Le même motif avait d'abord suspendu le jugement du roi sur les pirateries que les vaisseaux de guerre anglais exercent depuis plusieurs mois contre la navigation et le commerce des sujets de sa majesté, au mépris du droit des gens, de la foi des traités, des usages établis parmi les nations policées, et des égards qu'elles se doivent réciproquement.

Le roi avait lieu d'attendre des sentimens de S. M. britannique, qu'à son retour à Londres, elle désavouerait la conduite de son amirauté et de ses officiers de mer, et qu'elle donnerait à S. M. une satisfaction proportionnée à l'injure et au dommage.

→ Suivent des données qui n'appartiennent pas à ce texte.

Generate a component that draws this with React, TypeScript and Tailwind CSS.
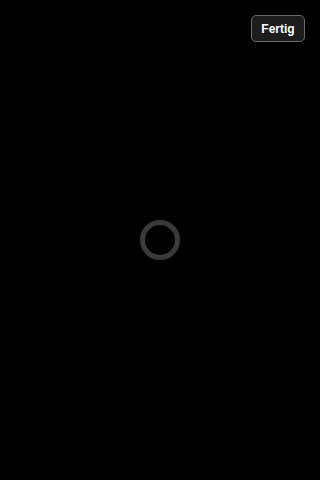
export default function App() {
  return (
    <div className="w-[320px] h-[480px] bg-black flex flex-col font-['Liberation_Sans',Arial,sans-serif]">
      <div className="flex justify-end pt-[15px] pr-[15px]">
        <button className="w-[54px] h-[27px] rounded-[5px] border border-[#6a6a6a] bg-[#1c1c1c] text-white text-[12px] font-bold">
          Fertig
        </button>
      </div>
      <div className="flex-1 flex items-center justify-center pb-[42px]">
        <div className="w-[40px] h-[40px] rounded-full border-[5px] border-[#3a3a3a]" />
      </div>
    </div>
  );
}
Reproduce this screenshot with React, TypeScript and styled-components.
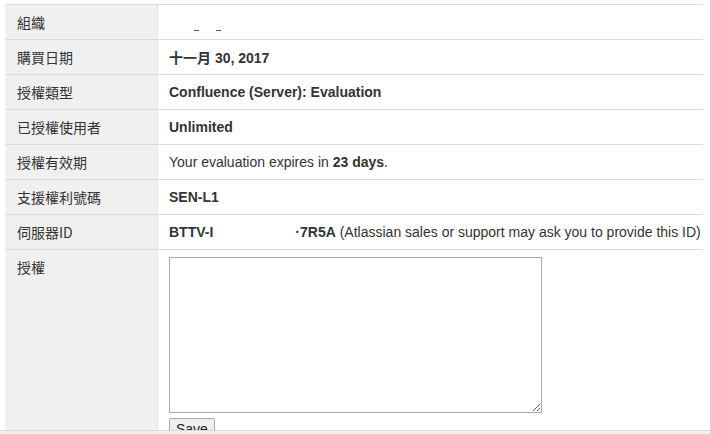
import React from "react";
import styled, { createGlobalStyle } from "styled-components";

const Global = createGlobalStyle`
  html, body { margin: 0; padding: 0; background: #fff; }
  body { font-family: Arial, "Liberation Sans", "Noto Sans CJK TC", sans-serif; color: #333; }
`;

const Page = styled.div`
  width: 710px;
  height: 434px;
  display: flex;
  flex-direction: column;
  overflow: hidden;
`;

const Scroll = styled.div`
  flex: 1;
  overflow: hidden;
  padding: 4px 0 0 5px;
`;

const Footer = styled.div`
  height: 3px;
  background: #f0f0f0;
  border-top: 1px solid #d9d9d9;
`;

const Table = styled.div`
  width: 698px;
  display: grid;
  grid-template-columns: 153px 1fr;
  border-top: 1px solid #dcdcdc;
`;

const Label = styled.div<{ $top?: boolean }>`
  background: #f0f0f0;
  border-right: 1px solid #e4e4e4;
  border-bottom: 1px solid #dcdcdc;
  padding: ${(p) => (p.$top ? "7px 0 0 12px" : "0 0 0 12px")};
  font-family: "Noto Sans CJK TC", "Liberation Sans", sans-serif;
  font-size: 14px;
  color: #333;
  display: flex;
  align-items: ${(p) => (p.$top ? "flex-start" : "center")};
  box-sizing: border-box;
  height: ${(p) => (p.$top ? "auto" : "35px")};
`;

const Value = styled.div<{ $tall?: boolean }>`
  border-bottom: ${(p) => (p.$tall ? "none" : "1px solid #dcdcdc")};
  height: ${(p) => (p.$tall ? "auto" : "35px")};
  box-sizing: border-box;
  padding: ${(p) => (p.$tall ? "7px 0 0 11px" : "0 0 0 11px")};
  display: flex;
  font-family: Arial, "Liberation Sans", "Noto Sans CJK TC", sans-serif;
  font-size: 14px;
  color: #333;
  white-space: nowrap;
  flex-direction: ${(p) => (p.$tall ? "column" : "row")};
  align-items: ${(p) => (p.$tall ? "flex-start" : "center")};
`;

const Strong = styled.b`
  font-weight: bold;
`;

const Redacted = styled.span<{ $w: number }>`
  display: inline-block;
  width: ${(p) => p.$w}px;
`;

const Faint = styled.span`
  display: inline-block;
  width: 60px;
  height: 12px;
  position: relative;
  margin-left: 14px;
  margin-top: 18px;
  &::before, &::after {
    content: "";
    position: absolute;
    top: 5px;
    width: 5px;
    height: 1px;
    background: #555;
  }
  &::before { left: 11px; }
  &::after { left: 33px; }
`;

const TextArea = styled.textarea`
  width: 373px;
  height: 156px;
  box-sizing: border-box;
  border: 1px solid #a9a9a9;
  resize: both;
  font-family: "Liberation Mono", monospace;
  margin: 0;
`;

const Button = styled.button`
  margin-top: 5px;
  font-family: Arial, "Liberation Sans", sans-serif;
  font-size: 14px;
  color: #222;
  padding: 2px 6px;
  background: #efefef;
  border: 1px solid #aaa;
  border-radius: 2px;
`;

export default function App() {
  return (
    <Page>
      <Global />
      <Scroll>
        <Table>
          <Label>組織</Label>
          <Value>
            <Faint />
          </Value>
          <Label>購買日期</Label>
          <Value>
            <Strong>十一月 30, 2017</Strong>
          </Value>
          <Label>授權類型</Label>
          <Value>
            <Strong>Confluence (Server): Evaluation</Strong>
          </Value>
          <Label>已授權使用者</Label>
          <Value>
            <Strong>Unlimited</Strong>
          </Value>
          <Label>授權有效期</Label>
          <Value>
            <span>
              Your evaluation expires in <Strong>23 days</Strong>.
            </span>
          </Value>
          <Label>支援權利號碼</Label>
          <Value>
            <Strong>SEN-L1</Strong>
          </Value>
          <Label>伺服器ID</Label>
          <Value>
            <span>
              <Strong>BTTV-I</Strong>
              <Redacted $w={82} />
              <Strong>·7R5A</Strong> (Atlassian sales or support may ask you to provide this ID)
            </span>
          </Value>
          <Label $top>授權</Label>
          <Value $tall>
            <TextArea />
            <Button>Save</Button>
          </Value>
        </Table>
      </Scroll>
      <Footer />
    </Page>
  );
}
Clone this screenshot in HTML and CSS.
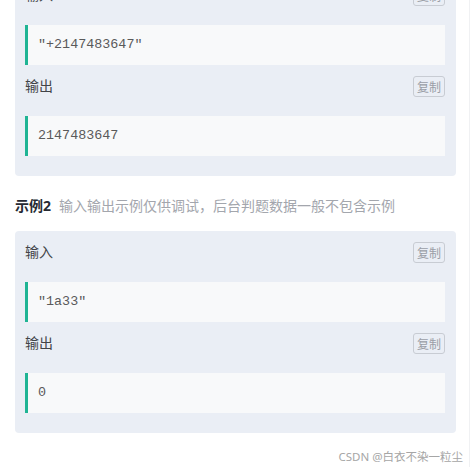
FILE: index.html
```html
<!DOCTYPE html>
<html lang="zh-CN">
<head>
    <meta charset="UTF-8">
    <title>示例</title>
    <link rel="stylesheet" href="styles.css">
</head>
<body>
    <div class="page">
        <div class="example-card first">
            <div class="io-head">
                <span class="io-label">输入</span>
                <button class="copy-btn">复制</button>
            </div>
            <pre class="io-pre">"+2147483647"</pre>
            <div class="io-head">
                <span class="io-label">输出</span>
                <button class="copy-btn">复制</button>
            </div>
            <pre class="io-pre">2147483647</pre>
        </div>

        <div class="example-title">
            <b>示例2</b>
            <span>输入输出示例仅供调试，后台判题数据一般不包含示例</span>
        </div>

        <div class="example-card">
            <div class="io-head">
                <span class="io-label">输入</span>
                <button class="copy-btn">复制</button>
            </div>
            <pre class="io-pre">"1a33"</pre>
            <div class="io-head">
                <span class="io-label">输出</span>
                <button class="copy-btn">复制</button>
            </div>
            <pre class="io-pre">0</pre>
        </div>

        <div class="watermark">CSDN @白衣不染一粒尘</div>
    </div>
</body>
</html>
```

FILE: styles.css
```css
html, body {
    margin: 0;
    padding: 0;
    background: #fff;
    font-family: 'Noto Sans', 'Noto Sans CJK SC', sans-serif;
    height: 100%;
    overflow: hidden;
}
.page {
    display: flow-root;
    width: 470px;
    min-height: 100%;
    border-right: 1px solid #f0f1f3;
    box-sizing: border-box;
    padding: 0 14px 0 15px;
}
.example-card {
    width: 441px;
    box-sizing: border-box;
    background: #eaeef5;
    border-radius: 4px;
    padding: 11px 11px 20px 10px;
}
.example-card.first {
    margin-top: -26px;
}
.io-head {
    display: flex;
    justify-content: space-between;
    align-items: center;
    height: 21px;
    margin-bottom: 19px;
}
.io-pre + .io-head {
    margin-top: 11px;
}
.io-label {
    font-size: 14px;
    color: #424448;
    margin-bottom: 3px;
}
.copy-btn {
    width: 32px;
    height: 21px;
    padding: 0;
    border: 1px solid #c8ccd3;
    border-radius: 3px;
    background: transparent;
    color: #9a9ea6;
    font-size: 12px;
    font-family: 'Noto Sans CJK SC', sans-serif;
    line-height: 19px;
}
.io-pre {
    margin: 0;
    height: 40px;
    box-sizing: border-box;
    background: #f8f9fa;
    border-left: 3px solid #1fb494;
    padding: 0 10px;
    font-family: 'Liberation Mono', monospace;
    font-size: 13.4px;
    line-height: 40px;
    color: #5a5a5a;
}
.example-title {
    height: 55px;
    display: flex;
    align-items: center;
    gap: 8px;
    font-size: 14px;
    padding-top: 3px;
    box-sizing: border-box;
}
.example-title b {
    color: #262a33;
}
.example-title span {
    color: #a3a6ad;
}
.watermark {
    text-align: right;
    margin-top: 15px;
    margin-right: -8px;
    font-size: 11.5px;
    line-height: 18px;
    color: #a6a6a6;
}
```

Mais le roi voyant que le roi d'Angleterre, bien loin de punir les brigandages de la marine anglaise, les encourage au contraire en demandant à ses sujets de nouveaux secours contre la France, sa majesté manquerait à ce qu'elle doit à sa propre gloire, à la dignité de sa couronne, et à la défense de ses peuples, si elle différait plus long-temps d'exiger du roi de la Grande-Bretagne une réparation éclatante de l'outrage fait au pavillon français, et des dommages causés aux sujets du roi.

Sa majesté croit donc devoir s'adresser directement à sa majesté britannique, et lui demander la restitution prompte et entière de tous les vaisseaux français tant de guerre que marchands, qui, contre toutes les lois et contre toutes les bienséances, ont été pris par la marine anglaise, et de tous les officiers, soldats, matelots, artillerie, munitions, marchandises, et généralement de tout ce qui appartenait à ces vaisseaux.

Le roi aimera toujours mieux devoir à l'équité du roi d'Angleterre qu'à tout autre moyen la satisfaction que S. M. a droit de réclamer, et toutes les puissances verront sans doute, dans la démarche qu'elle s'est déterminée à faire, une nouvelle preuve bien sensible de cet amour constant pour la paix, qui dirige ses conseils et ses résolutions.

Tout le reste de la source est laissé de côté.